- [YOUR GOAL]: Copy each line exactly. Drop every picture.

##### DATA EXCERPT #####

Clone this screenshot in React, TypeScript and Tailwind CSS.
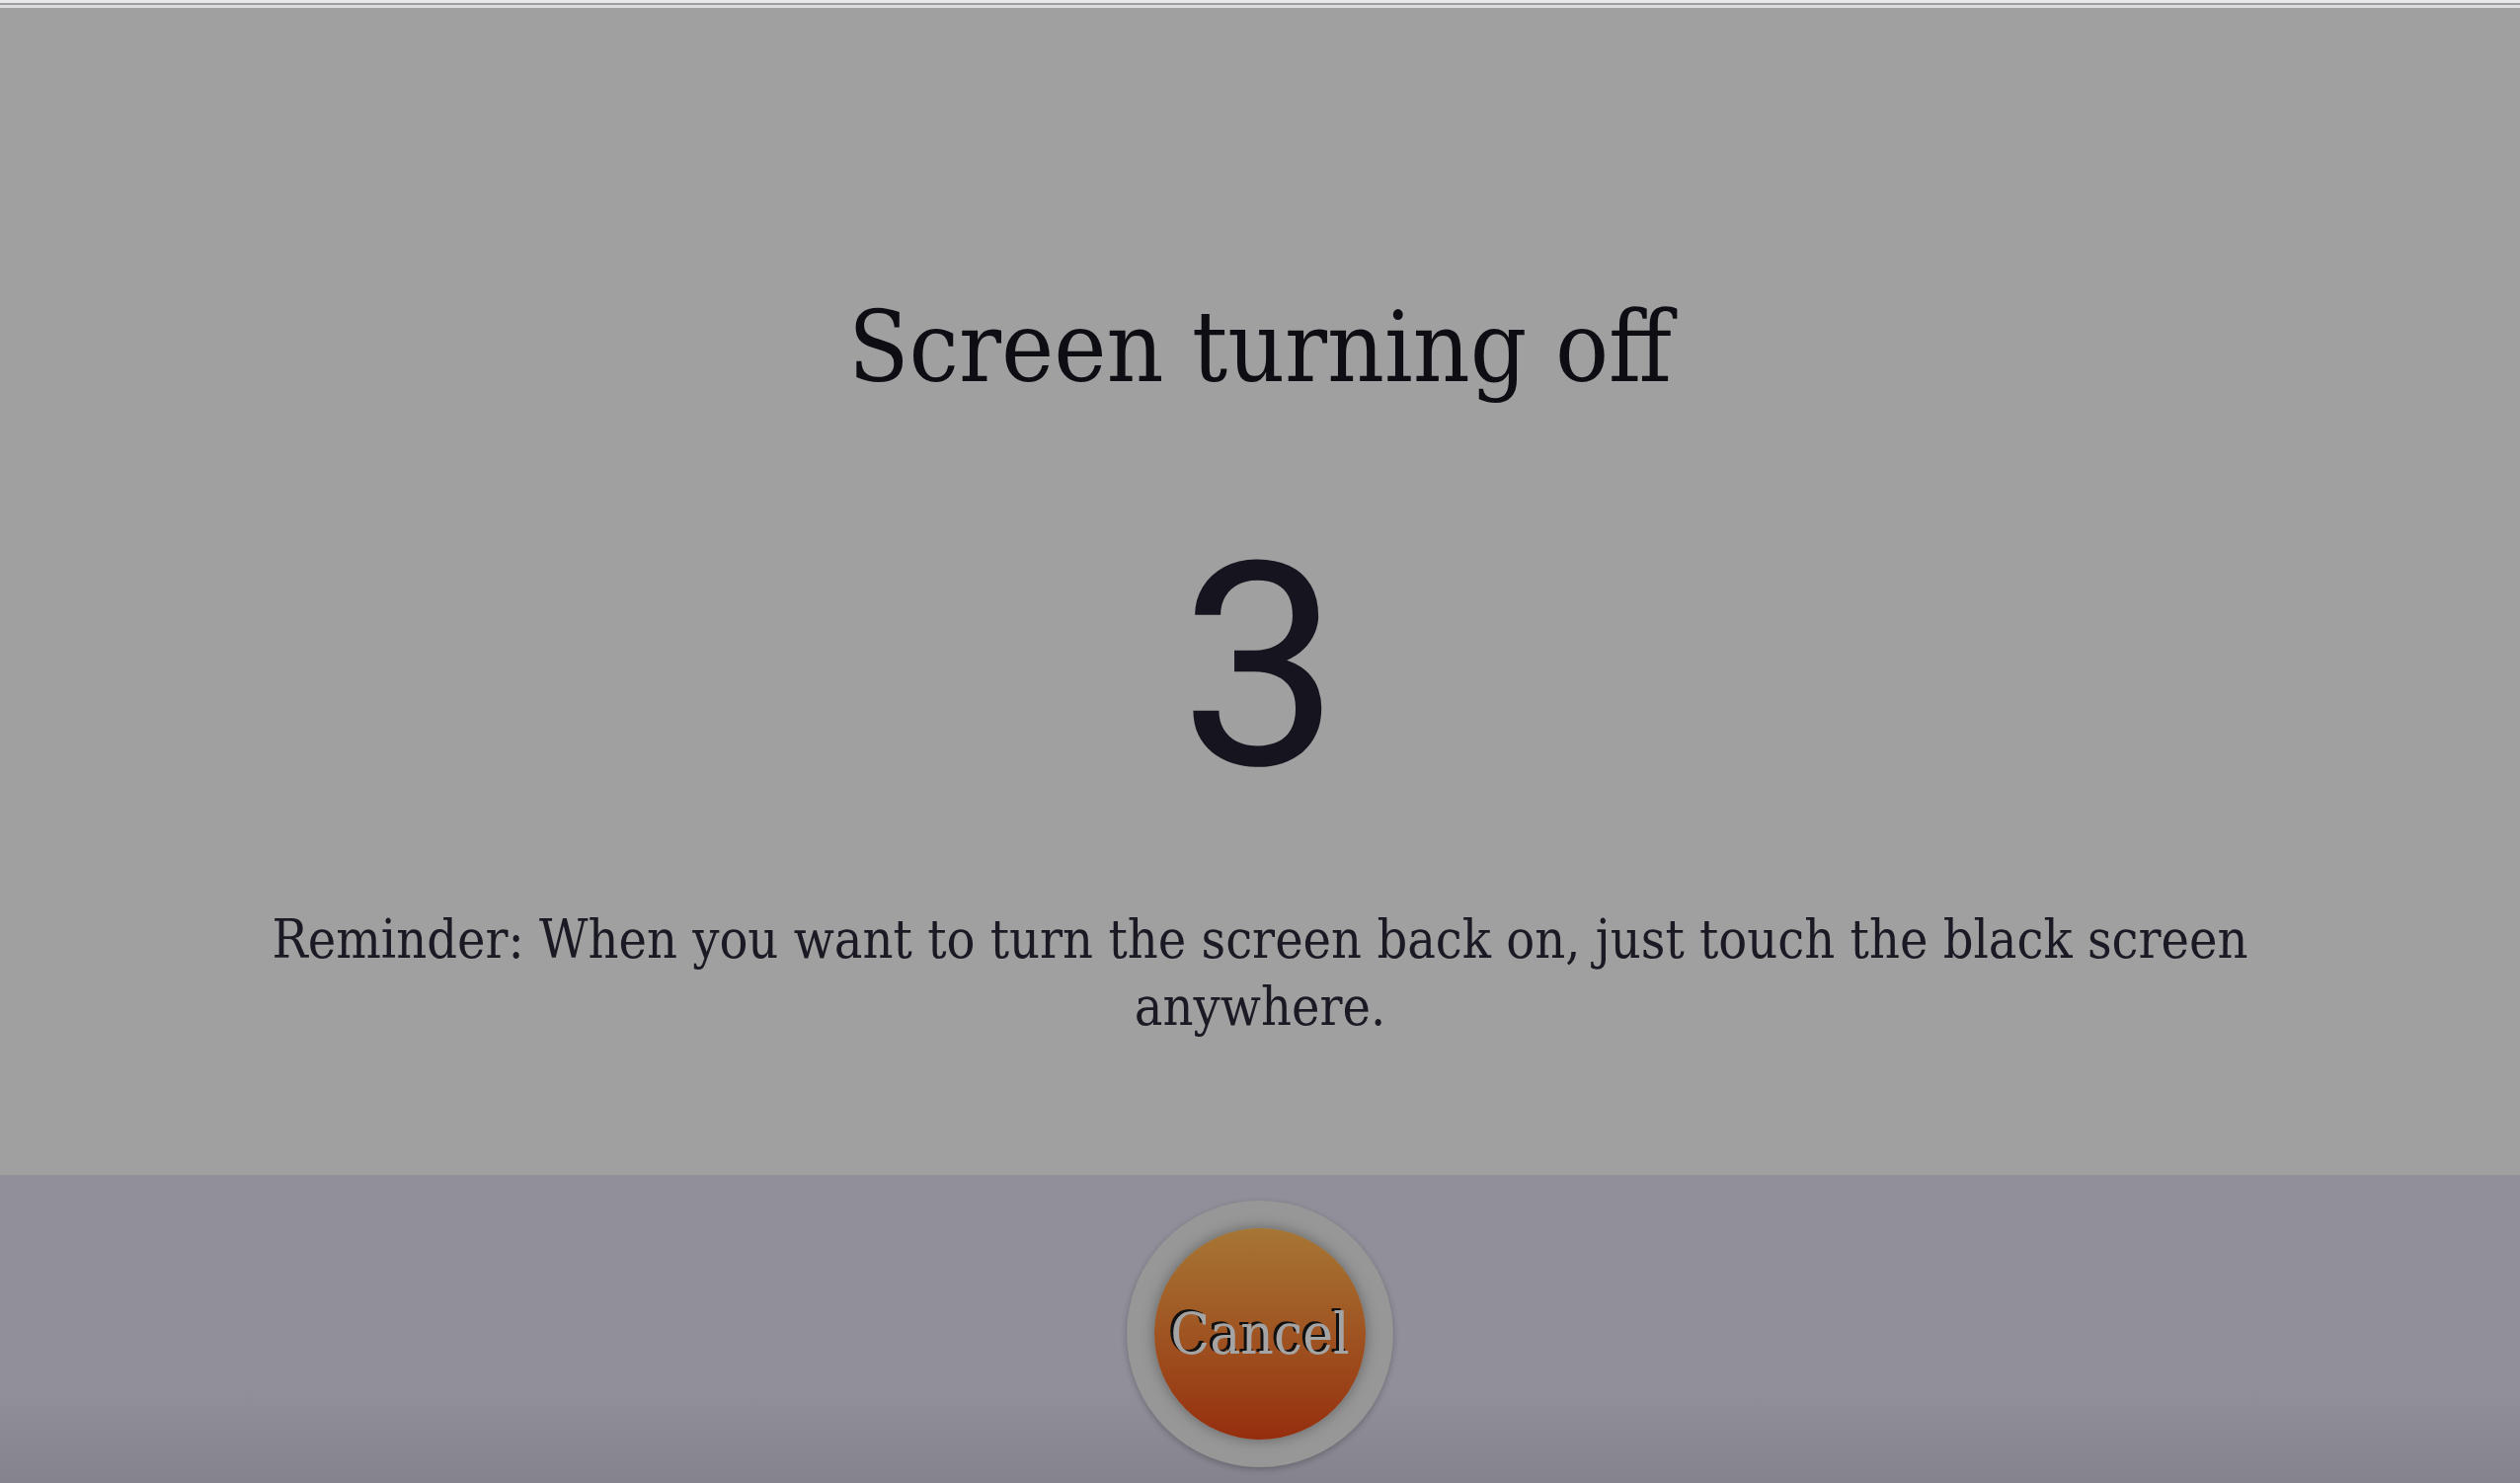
const slab = { fontFamily: '"DejaVu Serif", "Liberation Serif", serif' };

const ScreenOffCountdown: React.FC = () => {
	const seconds = 3;

	return (
		<div className="flex h-[1502px] w-full flex-col overflow-hidden bg-[#a0a0a0]">
			{/* window chrome strip */}
			<div className="h-[3px] bg-[#e9e9ec]" />
			<div className="h-[2px] bg-[#9c9ca1]" />
			<div className="h-[3px] bg-[#dcdcde]" />

			<div className="flex flex-1 flex-col items-center text-center">
				<h1 className="mt-[294px] font-stretch-condensed text-[100px] leading-none text-[#0e0d13]" style={slab}>
					Screen turning off
				</h1>
				<div
					className="mt-[130px] text-[288px] leading-none text-[#15141f]"
					style={{ fontFamily: "Roboto, sans-serif" }}
				>
					{seconds}
				</div>
				<p className="mt-[98px] max-w-[2040px] font-stretch-condensed text-[53.5px] leading-[68px] text-[#1a1924]" style={slab}>
					Reminder: When you want to turn the screen back on, just touch the black screen anywhere.
				</p>
			</div>

			<div className="flex h-[312px] items-center justify-center bg-gradient-to-b from-[#918f9a] from-70% to-[#85838e] pt-[10px]">
				<div className="flex h-[270px] w-[270px] items-center justify-center rounded-full bg-[#979797] shadow-[0_2px_6px_rgba(0,0,0,0.25)]">
					<button
						className="flex h-[214px] w-[214px] items-center justify-center rounded-full bg-gradient-to-b from-[#a67634] to-[#952d0d] font-stretch-condensed text-[58px] text-[#a4a4a4] shadow-[0_0_14px_rgba(0,0,0,0.35)] [text-shadow:-3px_-2px_0_#111]"
						style={slab}
					>
						Cancel
					</button>
				</div>
			</div>
		</div>
	);
};

export default function App() {
	return <ScreenOffCountdown />;
}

#####

- [FINAL ANSWER]:
Clone this screenshot in React, TypeScript and Tailwind CSS.
const slab = { fontFamily: '"DejaVu Serif", "Liberation Serif", serif' };

const ScreenOffCountdown: React.FC = () => {
	const seconds = 3;

	return (
		<div className="flex h-[1502px] w-full flex-col overflow-hidden bg-[#a0a0a0]">
			{/* window chrome strip */}
			<div className="h-[3px] bg-[#e9e9ec]" />
			<div className="h-[2px] bg-[#9c9ca1]" />
			<div className="h-[3px] bg-[#dcdcde]" />

			<div className="flex flex-1 flex-col items-center text-center">
				<h1 className="mt-[294px] font-stretch-condensed text-[100px] leading-none text-[#0e0d13]" style={slab}>
					Screen turning off
				</h1>
				<div
					className="mt-[130px] text-[288px] leading-none text-[#15141f]"
					style={{ fontFamily: "Roboto, sans-serif" }}
				>
					{seconds}
				</div>
				<p className="mt-[98px] max-w-[2040px] font-stretch-condensed text-[53.5px] leading-[68px] text-[#1a1924]" style={slab}>
					Reminder: When you want to turn the screen back on, just touch the black screen anywhere.
				</p>
			</div>

			<div className="flex h-[312px] items-center justify-center bg-gradient-to-b from-[#918f9a] from-70% to-[#85838e] pt-[10px]">
				<div className="flex h-[270px] w-[270px] items-center justify-center rounded-full bg-[#979797] shadow-[0_2px_6px_rgba(0,0,0,0.25)]">
					<button
						className="flex h-[214px] w-[214px] items-center justify-center rounded-full bg-gradient-to-b from-[#a67634] to-[#952d0d] font-stretch-condensed text-[58px] text-[#a4a4a4] shadow-[0_0_14px_rgba(0,0,0,0.35)] [text-shadow:-3px_-2px_0_#111]"
						style={slab}
					>
						Cancel
					</button>
				</div>
			</div>
		</div>
	);
};

export default function App() {
	return <ScreenOffCountdown />;
}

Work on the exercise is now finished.